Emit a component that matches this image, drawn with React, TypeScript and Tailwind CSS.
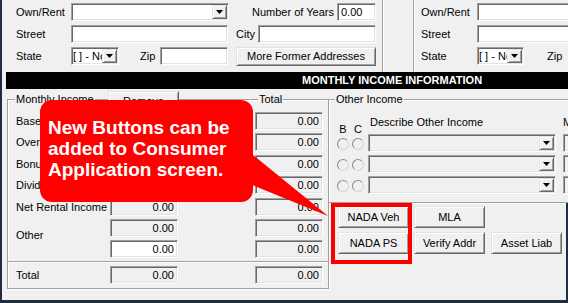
import React from "react";

const F = "font-['Liberation_Sans',Arial,sans-serif]";
const sunken =
  "border border-t-[#a0a0a0] border-l-[#a0a0a0] border-b-white border-r-white shadow-[inset_1px_1px_0_#696969,inset_-1px_-1px_0_#e3e3e3]";
const raised =
  "border border-t-[#e3e3e3] border-l-[#e3e3e3] border-b-[#696969] border-r-[#696969] shadow-[inset_1px_1px_0_#fff,inset_-1px_-1px_0_#a0a0a0]";

function Tri() {
  return (
    <svg width="7" height="4" viewBox="0 0 7 4">
      <polygon points="0,0 7,0 3.5,4" fill="#000" />
    </svg>
  );
}

function Select({ cls, text = "", bg = "bg-white" }: { cls: string; text?: string; bg?: string }) {
  return (
    <div className={`flex h-[18px] shrink-0 p-[1px] ${sunken} ${bg} ${cls}`}>
      <div className="flex-1 overflow-hidden whitespace-nowrap leading-[14px]">{text}</div>
      <div className={`w-[15px] h-[14px] shrink-0 flex items-center justify-center bg-[#f0f0f0] ${raised}`}>
        <Tri />
      </div>
    </div>
  );
}

function Input({
  cls,
  text = "",
  bg = "bg-white",
  right = false,
}: {
  cls: string;
  text?: string;
  bg?: string;
  right?: boolean;
}) {
  return (
    <div
      className={`h-[18px] shrink-0 flex items-center px-[3px] leading-[14px] whitespace-nowrap overflow-hidden ${sunken} ${bg} ${
        right ? "justify-end" : ""
      } ${cls}`}
    >
      {text}
    </div>
  );
}

function Btn({ cls, children }: { cls: string; children: React.ReactNode }) {
  return (
    <div className={`shrink-0 flex items-center justify-center whitespace-nowrap bg-[#f0f0f0] ${raised} ${cls}`}>
      {children}
    </div>
  );
}

function MRow({
  label,
  mt,
  leftBg = "bg-[#f0f0f0]",
}: {
  label: string;
  mt: string;
  leftBg?: string;
}) {
  return (
    <div className={`flex items-center h-[18px] pl-[8px] ${mt}`}>
      <span className="w-[94px] shrink-0 whitespace-nowrap">{label}</span>
      <Input cls="w-[68px]" bg={leftBg} text="0.00" right />
      <div className="w-[77px] shrink-0" />
      <Input cls="w-[68px]" bg="bg-[#f0f0f0]" text="0.00" right />
    </div>
  );
}

function Radio() {
  return (
    <div className="w-[12px] h-[12px] shrink-0 rounded-full border border-t-[#8a8a8a] border-l-[#8a8a8a] border-b-[#d4d4d4] border-r-[#d4d4d4] bg-[#f0f0f0]" />
  );
}

export default function App() {
  return (
    <div
      className={`relative w-[568px] h-[303px] overflow-hidden flex flex-col bg-[#f0f0f0] border-l-2 border-b-[3px] border-[#1f2d3d] text-[11px] text-black ${F}`}
    >
      {/* top address section */}
      <div className="flex h-[72px] shrink-0">
        <div className="w-[381px] shrink-0 border-r border-[#a0a0a0] shadow-[1px_0_0_#fff] pl-[14px] pt-[3px]">
          <div className="flex items-center h-[18px]">
            <span className="w-[55px] shrink-0">Own/Rent</span>
            <Select cls="w-[158px]" />
            <span className="ml-[23px] w-[85px] shrink-0 whitespace-nowrap">Number of Years</span>
            <Input cls="w-[39px]" text="0.00" />
          </div>
          <div className="flex items-center h-[18px] mt-[4px]">
            <span className="w-[55px] shrink-0">Street</span>
            <Input cls="w-[157px]" />
            <span className="ml-[8px] w-[22px] shrink-0">City</span>
            <Input cls="w-[118px]" />
          </div>
          <div className="flex items-start h-[19px] mt-[4px]">
            <span className="w-[55px] shrink-0 leading-[18px]">State</span>
            <Select cls="w-[48px]" text="[ ] - None" />
            <span className="ml-[21px] w-[20px] shrink-0 leading-[18px]">Zip</span>
            <Input cls="w-[68px]" />
            <Btn cls="ml-[8px] w-[140px] h-[19px]">More Former Addresses</Btn>
          </div>
        </div>
        <div className="w-[30px] shrink-0" />
        <div className="flex-1 border-l border-[#a0a0a0] shadow-[inset_1px_0_0_#fff] pl-[7px] pt-[3px]">
          <div className="flex items-center h-[18px]">
            <span className="w-[56px] shrink-0">Own/Rent</span>
            <Select cls="w-[200px]" />
          </div>
          <div className="flex items-center h-[18px] mt-[4px]">
            <span className="w-[56px] shrink-0">Street</span>
            <Input cls="w-[200px]" />
          </div>
          <div className="flex items-start h-[19px] mt-[4px]">
            <span className="w-[56px] shrink-0 leading-[18px]">State</span>
            <Select cls="w-[47px]" text="[ ] - None" />
            <span className="ml-[23px] w-[22px] shrink-0 leading-[18px]">Zip</span>
            <Input cls="w-[60px]" />
          </div>
        </div>
      </div>

      {/* section band */}
      <div className="ml-[4px] h-[17px] shrink-0 bg-black text-white font-bold leading-[17px] pl-[296px] whitespace-nowrap">
        MONTHLY INCOME INFORMATION
      </div>

      {/* middle */}
      <div className="flex flex-1 mt-[10px]">
        {/* Monthly Income group */}
        <div className="self-start ml-[5px] w-[322px] h-[190px] shrink-0 flex flex-col border border-[#a0a0a0] shadow-[inset_1px_1px_0_#fff,1px_1px_0_#fff]">
          <div className="flex items-center h-[16px] -mt-[9px]">
            <div className="w-[100px] shrink-0 pl-[7px]">
              <span className="bg-[#f0f0f0] px-[1px] leading-[13px] whitespace-nowrap">Monthly Income</span>
            </div>
            <Btn cls="self-start w-[71px] h-[21px]">Remove</Btn>
            <div className="w-[79px] shrink-0" />
            <span className="bg-[#f0f0f0] px-[1px] leading-[13px]">Total</span>
          </div>
          <MRow label="Base Salary" mt="mt-[5px]" />
          <MRow label="Overtime" mt="mt-[3px]" />
          <MRow label="Bonus" mt="mt-[4px]" />
          <MRow label="Dividends" mt="mt-[3px]" />
          <MRow label="Net Rental Income" mt="mt-[4px]" />
          <div className="flex pl-[8px] mt-[3px]">
            <div className="w-[94px] shrink-0 flex items-center pb-[6px]">Other</div>
            <div className="flex flex-col">
              <div className="flex">
                <Input cls="w-[68px]" bg="bg-[#f0f0f0]" text="0.00" right />
                <div className="w-[77px] shrink-0" />
                <Input cls="w-[68px]" bg="bg-[#f0f0f0]" text="0.00" right />
              </div>
              <div className="flex mt-[3px]">
                <Input cls="w-[68px]" bg="bg-white" text="0.00" right />
                <div className="w-[77px] shrink-0" />
                <Input cls="w-[68px]" bg="bg-[#f0f0f0]" text="0.00" right />
              </div>
            </div>
          </div>
          <div className="mt-[3px] h-[2px] shrink-0 border-t border-t-[#a0a0a0] border-b border-b-white" />
          <MRow label="Total" mt="mt-[3px]" />
        </div>

        {/* right column */}
        <div className="w-[239px] shrink-0 flex flex-col">
          <div className="w-[270px] h-[104px] shrink-0 flex flex-col border-t border-b border-[#a0a0a0] shadow-[inset_0_1px_0_#fff,0_1px_0_#fff]">
            <div className="flex items-center h-[16px] -mt-[9px]">
              <span className="ml-[6px] bg-[#f0f0f0] px-[1px] leading-[13px] whitespace-nowrap">Other Income</span>
            </div>
            <div className="flex mt-[7px]">
              <div className="ml-[8px] w-[27px] shrink-0 flex flex-col">
                <div className="flex gap-[3px] mt-[9px] h-[13px] leading-[13px]">
                  <span className="w-[12px] text-center">B</span>
                  <span className="w-[12px] text-center">C</span>
                </div>
                <div className="flex gap-[3px] mt-[2px]">
                  <Radio />
                  <Radio />
                </div>
                <div className="flex gap-[3px] mt-[9px]">
                  <Radio />
                  <Radio />
                </div>
                <div className="flex gap-[3px] mt-[9px]">
                  <Radio />
                  <Radio />
                </div>
              </div>
              <div className="ml-[4px] w-[188px] shrink-0 flex flex-col">
                <div className="h-[16px] leading-[16px] pl-[2px] whitespace-nowrap">Describe Other Income</div>
                <Select cls="w-[188px] mt-[4px]" bg="bg-[#f0f0f0]" />
                <Select cls="w-[188px] mt-[3px]" bg="bg-[#f0f0f0]" />
                <Select cls="w-[188px] mt-[3px]" bg="bg-[#f0f0f0]" />
              </div>
              <div className="ml-[7px] w-[40px] shrink-0 flex flex-col">
                <div className="h-[16px] leading-[16px] whitespace-nowrap">Monthly</div>
                <Input cls="w-[40px] mt-[4px]" bg="bg-[#f0f0f0]" />
                <Input cls="w-[40px] mt-[3px]" bg="bg-[#f0f0f0]" />
                <Input cls="w-[40px] mt-[3px]" bg="bg-[#f0f0f0]" />
              </div>
            </div>
          </div>
          <div className="flex-1 border-r-2 border-[#1f2d3d] pl-[9px] pt-[3px]">
            <div className="flex">
              <Btn cls="w-[71px] h-[22px]">NADA Veh</Btn>
              <Btn cls="ml-[5px] w-[71px] h-[22px]">MLA</Btn>
            </div>
            <div className="flex mt-[4px]">
              <Btn cls="w-[71px] h-[22px]">NADA PS</Btn>
              <Btn cls="ml-[5px] w-[71px] h-[22px]">Verify Addr</Btn>
              <Btn cls="ml-[6px] w-[71px] h-[22px]">Asset Liab</Btn>
            </div>
          </div>
        </div>
      </div>

      {/* annotation: red highlight box */}
      <div className="absolute left-[329px] top-[203px] w-[81px] h-[61px] border-[4px] border-[#ff0000]" />

      {/* annotation: callout pointer */}
      <svg className="absolute left-[238px] top-[145px]" width="92" height="75" viewBox="0 0 92 75">
        <polygon points="5,3.5 5,37 88,71" fill="#ff0000" />
      </svg>

      {/* annotation: callout body */}
      <div className="absolute left-[38px] top-[100px] w-[213px] h-[102px] rounded-[12px] bg-[#ff0000] text-white font-bold text-[19px] leading-[21px] pl-[8px] pt-[17px] whitespace-nowrap">
        New Buttons can be
        <br />
        added to Consumer
        <br />
        Application screen.
      </div>
    </div>
  );
}
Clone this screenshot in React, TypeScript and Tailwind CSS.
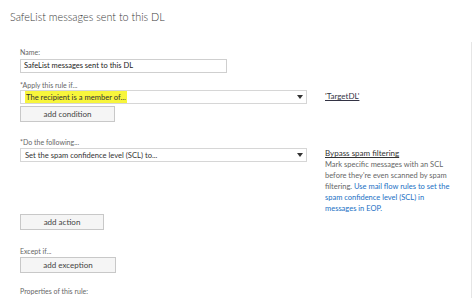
import React from "react";

const font = { fontFamily: 'Lato, "Open Sans", Arial, sans-serif' };

function Arrow() {
  return (
    <svg width="6" height="4" viewBox="0 0 6 4" className="shrink-0">
      <path d="M0 0 L6 0 L3 4 Z" fill="#333" />
    </svg>
  );
}

function Select({ children }: { children: React.ReactNode }) {
  return (
    <div className="flex h-[14px] w-[287px] items-center justify-between border border-[#d6d6d6] bg-white pl-[4px] pr-[3px]">
      <div className="text-[7.6px] leading-[10px] text-[#333]">{children}</div>
      <Arrow />
    </div>
  );
}

function Button({ label, w }: { label: string; w: string }) {
  return (
    <div
      className={`flex h-[16px] items-center justify-center border border-[#c8c8c8] bg-[#f5f5f5] text-[8px] text-[#444] ${w}`}
    >
      {label}
    </div>
  );
}

export default function App() {
  return (
    <div className="h-[298px] w-[474px] overflow-hidden bg-white" style={font}>
      <div className="h-[42px] pl-[10px] pt-[8px] text-[10.8px] font-light leading-[18px] text-[#3a3a3a]">
        SafeList messages sent to this DL
      </div>

      <div className="mr-[2px] h-[256px] border-r border-[#e6e6e6] pl-[20px]">
        <div className="pt-[5px] text-[7px] leading-[10px] text-[#666]">Name:</div>
        <div className="mt-[2px] flex h-[14px] w-[207px] items-center border border-[#cfcfcf] pl-[3px] text-[7.5px] text-[#222]">
          SafeList messages sent to this DL
        </div>

        <div className="mt-[7px] text-[7px] leading-[10px] text-[#666]">*Apply this rule if...</div>
        <div className="flex items-start gap-[18px]">
          <div>
            <Select>
              <span className="bg-[#f7f53c] px-[1px] py-[1px]">The recipient is a member of...</span>
            </Select>
            <div className="mt-[2px]">
              <Button label="add condition" w="w-[95px]" />
            </div>
          </div>
          <div className="pt-[1px] text-[8px] leading-[11px] text-[#334] underline">'TargetDL'</div>
        </div>

        <div className="mt-[15px] text-[7px] leading-[10px] text-[#666]">*Do the following...</div>
        <div className="mt-[1px] flex items-start gap-[18px]">
          <div>
            <Select>Set the spam confidence level (SCL) to...</Select>
          </div>
          <div className="whitespace-nowrap text-[7.5px] leading-[11px] text-[#666]">
            <div className="text-[8px] text-[#333] underline">Bypass spam filtering</div>
            Mark specific messages with an SCL
            <br />
            before they're even scanned by spam
            <br />
            filtering. <span className="text-[#1a6fc4]">Use mail flow rules to set the</span>
            <br />
            <span className="text-[#1a6fc4]">spam confidence level (SCL) in</span>
            <br />
            <span className="text-[#1a6fc4]">messages in EOP.</span>
          </div>
        </div>

        <Button label="add action" w="w-[84px]" />

        <div className="mt-[16px] text-[7px] leading-[10px] text-[#666]">Except if...</div>
        <div className="mt-[1px]">
          <Button label="add exception" w="w-[96px]" />
        </div>

        <div className="mt-[13px] text-[7px] leading-[10px] text-[#666]">Properties of this rule:</div>
      </div>
    </div>
  );
}
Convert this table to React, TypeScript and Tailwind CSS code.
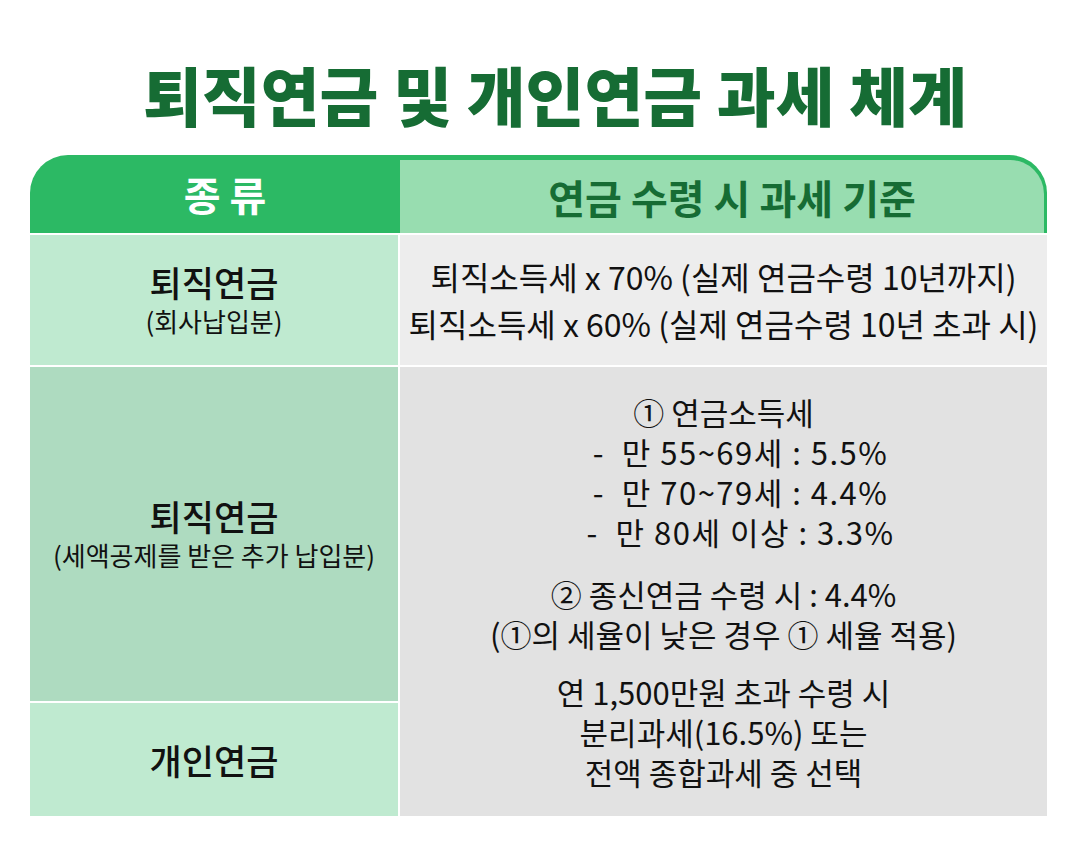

**TASK INSTRUCTIONS**. Your task is to gather every line with the word "React" and copy it.

**RESULT OF THE EXERCISE**.
Emit a component that matches this image, drawn with React, TypeScript and Tailwind CSS.
import React from "react";
function Btn({ cls, children }: { cls: string; children: React.ReactNode }) {
Clone this screenshot in React, TypeScript and Tailwind CSS.
import React from "react";
function Select({ children }: { children: React.ReactNode }) {
Convert this table to React, TypeScript and Tailwind CSS code.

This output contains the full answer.